I had been made extremely curious about this semester’s performance by “安娜说 / Thus spoke Ann Arbor” from viewing the gorgeously illustrated posters brightening up campus in the weeks leading up to the show. While I had been aware of the group for several years now, I finally decided to attend their performance for the first time, and after seeing it I can confidently say that I couldn’t have made a better decision. After arriving early to make sure to get seats near the front of Lydia Mendelssohn Theater, we were informed that it would be a full house, which hardly came as a surprise at that point due to the fact there was only a few empty seats in sight and the noise level had grown to a nonstop roar.
One of the elements I appreciated the most about the show was the choice to divide the performance up into three shorter plays. It gave many more of the club’s members time to shine in a leading role than if they had just done one play, and the group was also able to challenge themselves to perform three distinctly different styles of play, suiting different members individual strengths.
The first play was a comedic romp titled “黑暗中的喜剧 / Comedy in the Dark.” The play used physical and situational comedy as characters unveiled hidden secrets in a darkened apartment after a freak power outage. The second play, “人质 / Hostage“ was the shortest of the three, and featured a very limited cast and set. Instead it was more figurative dark comedy to the first play’s quite literal one, with two thieves mistakenly taking a suicidal girl hostage in an attempt to escape the police hot on their trail, and the intense interplay that followed.
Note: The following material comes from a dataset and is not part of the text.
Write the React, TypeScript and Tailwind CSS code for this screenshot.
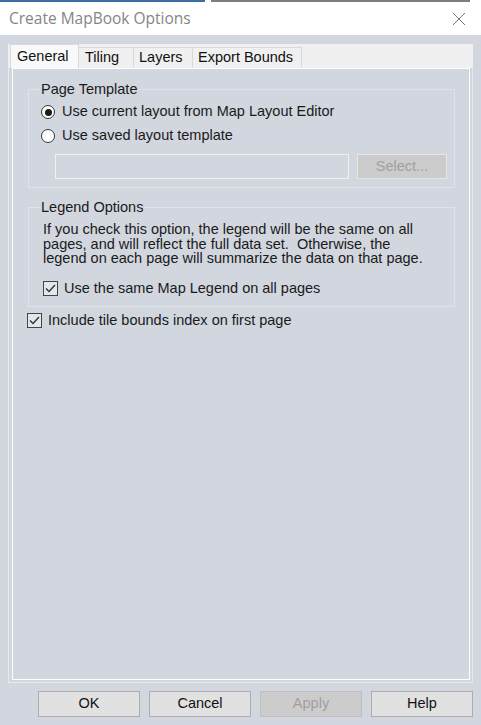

The third and last play was “立秋 / The Start of Autumn” set around a century ago in China. This was by far the most serious of the lot, and told the story of several families internal drama as well a competition between tradition and newly adopted Western ideals.
The transitions from play to play were quick and painless, with crew members scurrying about to clear the relatively complex set up of the first play for the instead very minimal one of the second. Considering how long the night was already, nearly reaching a full three hours, I appreciate the brevity in these areas.
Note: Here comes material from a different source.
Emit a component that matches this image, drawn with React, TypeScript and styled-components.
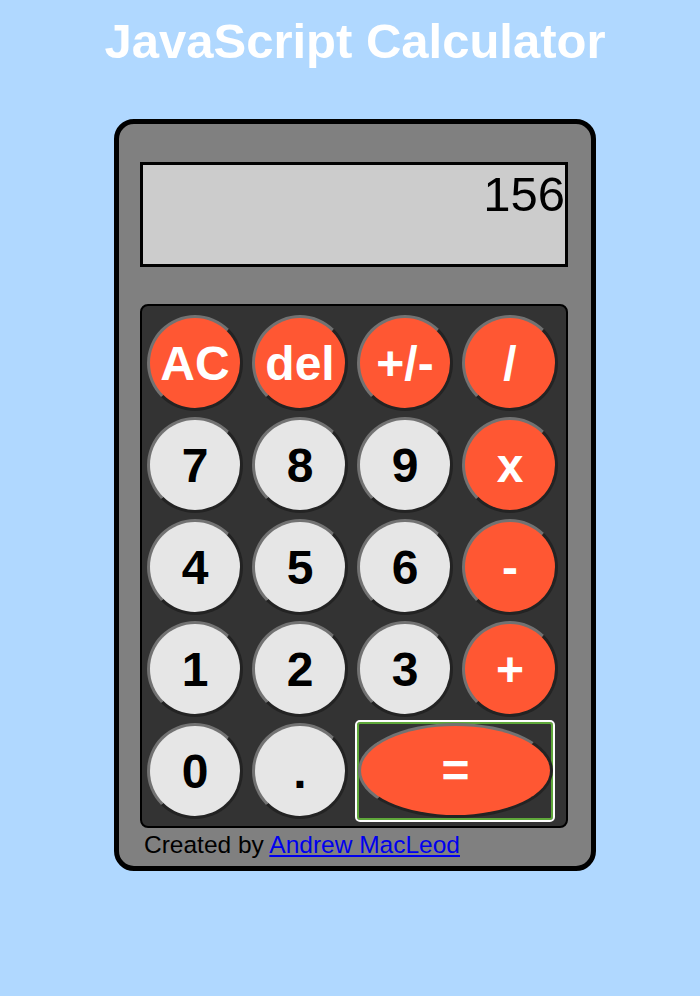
import React from "react";
import styled, { createGlobalStyle } from "styled-components";

const GlobalStyle = createGlobalStyle`
  html, body {
    margin: 0;
    padding: 0;
    background: #b0d8ff;
    font-family: "Liberation Sans", Arial, Helvetica, sans-serif;
  }
`;

const Page = styled.div`
  padding-left: 10px;
  min-height: 996px;
  box-sizing: border-box;
  display: flex;
  flex-direction: column;
  align-items: center;
`;

const Title = styled.h1`
  margin: 0;
  padding-top: 12px;
  font-size: 49px;
  line-height: 58px;
  font-weight: bold;
  color: #ffffff;
  text-align: center;
`;

const Calculator = styled.div`
  margin-top: 49px;
  width: 482px;
  height: 752px;
  box-sizing: border-box;
  background: #808080;
  border: 5px solid #000;
  border-radius: 20px;
  padding: 38px 0 0 21px;
  display: flex;
  flex-direction: column;
  align-items: flex-start;
`;

const Display = styled.div`
  width: 428px;
  height: 105px;
  box-sizing: border-box;
  background: #cccccc;
  border: 3px solid #000;
  padding-right: 0;
  padding-top: 1px;
  font-size: 49px;
  text-align: right;
  color: #000;
`;

const Keypad = styled.div`
  margin-top: 37px;
  width: 428px;
  height: 524px;
  box-sizing: border-box;
  background: #333333;
  border: 2px solid #000;
  border-radius: 8px;
  padding: 9px 0 0 5px;
  display: grid;
  grid-template-columns: repeat(4, 96px);
  grid-auto-rows: 96px;
  column-gap: 9px;
  row-gap: 6px;
`;

const Key = styled.button<{ $variant: "op" | "num" }>`
  width: 96px;
  height: 96px;
  box-sizing: border-box;
  border-radius: 50%;
  border: 3px solid;
  border-color: #727272 #232323 #232323 #727272;
  background: ${(p) => (p.$variant === "op" ? "#ff5733" : "#e6e6e6")};
  color: ${(p) => (p.$variant === "op" ? "#ffffff" : "#000000")};
  font-family: "Liberation Sans", Arial, Helvetica, sans-serif;
  font-size: 48px;
  font-weight: bold;
  padding: 0;
  display: flex;
  align-items: center;
  justify-content: center;
  cursor: pointer;
`;

const EqualsSlot = styled.div`
  grid-column: span 2;
  margin: -3px 3px -3px -2px;
  border: 2px solid #ffffff;
  border-radius: 5px;
  box-shadow: inset 0 0 0 2px #5fa83a;
  padding: 1px 0 1px 1px;
  display: flex;
`;

const EqualsKey = styled(Key)`
  width: 100%;
  height: 95px;
`;

const Footer = styled.div`
  margin-top: 3px;
  padding-left: 4px;
  font-size: 24.5px;
  color: #000;
`;

const Link = styled.a`
  color: #0000ee;
  text-decoration: underline;
`;

type K = { label: string; variant: "op" | "num" };

const keys: K[] = [
  { label: "AC", variant: "op" },
  { label: "del", variant: "op" },
  { label: "+/-", variant: "op" },
  { label: "/", variant: "op" },
  { label: "7", variant: "num" },
  { label: "8", variant: "num" },
  { label: "9", variant: "num" },
  { label: "x", variant: "op" },
  { label: "4", variant: "num" },
  { label: "5", variant: "num" },
  { label: "6", variant: "num" },
  { label: "-", variant: "op" },
  { label: "1", variant: "num" },
  { label: "2", variant: "num" },
  { label: "3", variant: "num" },
  { label: "+", variant: "op" },
  { label: "0", variant: "num" },
  { label: ".", variant: "num" },
];

export default function App() {
  return (
    <>
      <GlobalStyle />
      <Page>
        <Title>JavaScript Calculator</Title>
        <Calculator>
          <Display>156</Display>
          <Keypad>
            {keys.map((k) => (
              <Key key={k.label} $variant={k.variant}>
                {k.label}
              </Key>
            ))}
            <EqualsSlot>
              <EqualsKey $variant="op">=</EqualsKey>
            </EqualsSlot>
          </Keypad>
          <Footer>
            Created by <Link href="#">Andrew MacLeod</Link>
          </Footer>
        </Calculator>
      </Page>
    </>
  );
}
The one drawback to the set up was that by the time the third play began most of the audience, myself included, seemed to be getting restless. With no intermission, the last play with its distinct five chapters and several scenes basically revolving around intense discussions about banking and finance, I’m not proud to say that I was more than a little glazed over myself. But the fact that the group did manage to hold the audience in rapt attention for the nearly two and a half hour run of the show is impressive in and of itself.
Additionally, while there were undoubtedly a few intentionally humorous moments in the second two plays, especially the second one, because the audience had been primed to laugh in the over-the-top comedy of the first play, I noticed that the audience, myself included, began to burst into laughter even in otherwise inappropriate moments.
While the group could have easily put on the play without adding subtitles on projections on either side of the stage for the very small percentage of the audience with less than fluent Mandarin, I appreciated the extra effort put in to make the performances accessible. As a member of that small percentage myself, I definitely found myself referring to to the subtitles frequently throughout the night, especially if a character was talking quietly and I was struggling to hear what they were saying in the first place.
That being said, with so much physical comedy getting the most laughs in the first play, and the more subtle acting in the second two, the experience was definitely better when ignoring the subtitles and instead focusing on all that activity on stage. The actors and actresses couldn’t have done a finer job, and I didn’t catch a single slip up as they all seemed to have prepared their lines to perfection. There was one humorous moment in the first play, however, when one of the sofas being used as props collapsed to the floor. But like true professionals the actors and actresses continued undeterred, even finding time to prop the sofa back up, resulting in another wave of laughter. I was impressed by the professionalism of cast and crew alike, with the obvious hard work preparing for the show paying off. I definitely plan on keeping an eye out for their performances in the future, and attending all that I can.